#### Record set
########################################
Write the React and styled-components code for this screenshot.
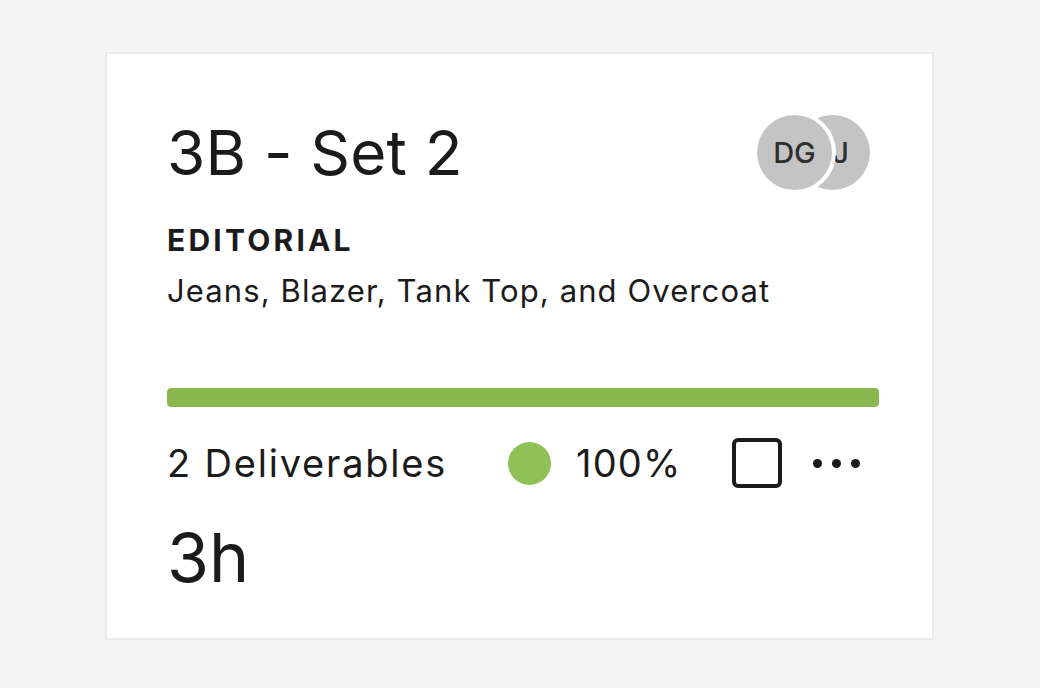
########################################
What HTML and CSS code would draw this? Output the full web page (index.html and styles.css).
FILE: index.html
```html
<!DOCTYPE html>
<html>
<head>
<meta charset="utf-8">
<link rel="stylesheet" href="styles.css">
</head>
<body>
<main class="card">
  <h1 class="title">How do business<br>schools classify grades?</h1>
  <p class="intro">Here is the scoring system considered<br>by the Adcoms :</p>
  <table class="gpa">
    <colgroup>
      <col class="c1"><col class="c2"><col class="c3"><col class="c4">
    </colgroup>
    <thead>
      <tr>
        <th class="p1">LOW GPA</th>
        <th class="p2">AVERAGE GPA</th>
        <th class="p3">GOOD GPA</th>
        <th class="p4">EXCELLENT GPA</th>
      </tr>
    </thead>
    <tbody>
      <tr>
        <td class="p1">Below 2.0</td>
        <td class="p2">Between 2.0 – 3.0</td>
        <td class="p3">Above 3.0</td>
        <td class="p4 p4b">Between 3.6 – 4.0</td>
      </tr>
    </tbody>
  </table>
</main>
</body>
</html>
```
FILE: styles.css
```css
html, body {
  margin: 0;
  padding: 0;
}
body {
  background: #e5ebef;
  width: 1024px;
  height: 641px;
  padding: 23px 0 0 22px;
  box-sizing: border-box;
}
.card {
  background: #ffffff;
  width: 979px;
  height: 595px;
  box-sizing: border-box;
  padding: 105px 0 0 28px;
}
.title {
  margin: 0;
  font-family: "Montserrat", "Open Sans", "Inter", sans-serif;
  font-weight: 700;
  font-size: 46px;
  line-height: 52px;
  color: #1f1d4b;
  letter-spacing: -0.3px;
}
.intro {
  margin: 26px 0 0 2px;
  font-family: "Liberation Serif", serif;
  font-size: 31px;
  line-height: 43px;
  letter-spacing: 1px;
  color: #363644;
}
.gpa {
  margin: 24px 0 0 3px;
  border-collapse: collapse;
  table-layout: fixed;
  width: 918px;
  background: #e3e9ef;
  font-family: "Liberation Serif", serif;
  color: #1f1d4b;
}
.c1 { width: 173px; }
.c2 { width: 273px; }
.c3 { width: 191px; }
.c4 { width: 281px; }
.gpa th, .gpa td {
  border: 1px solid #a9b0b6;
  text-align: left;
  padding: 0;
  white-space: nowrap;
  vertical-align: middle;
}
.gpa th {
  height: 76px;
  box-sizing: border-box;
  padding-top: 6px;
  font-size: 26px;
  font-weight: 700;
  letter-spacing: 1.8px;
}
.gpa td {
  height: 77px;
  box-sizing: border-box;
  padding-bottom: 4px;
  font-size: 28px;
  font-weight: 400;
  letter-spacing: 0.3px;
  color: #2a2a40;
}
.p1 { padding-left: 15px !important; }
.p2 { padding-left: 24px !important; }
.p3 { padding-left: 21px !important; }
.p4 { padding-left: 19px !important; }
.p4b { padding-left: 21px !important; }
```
########################################
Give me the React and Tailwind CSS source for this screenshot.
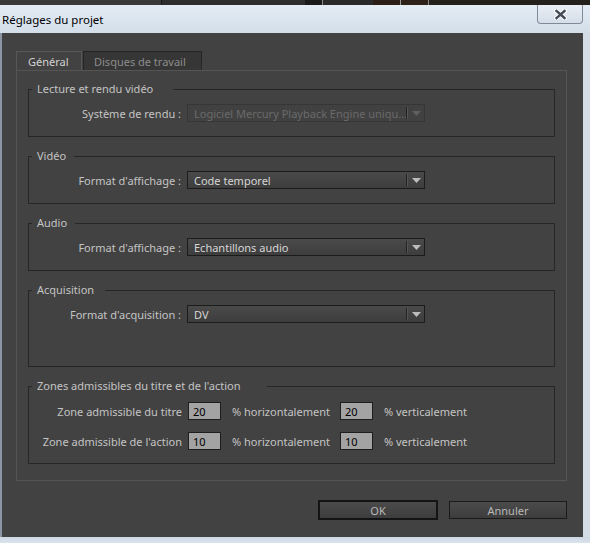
########################################
#### Exercise
Work through the records line by line and tally those with the word "index". Report only the total.

#### Task solution
2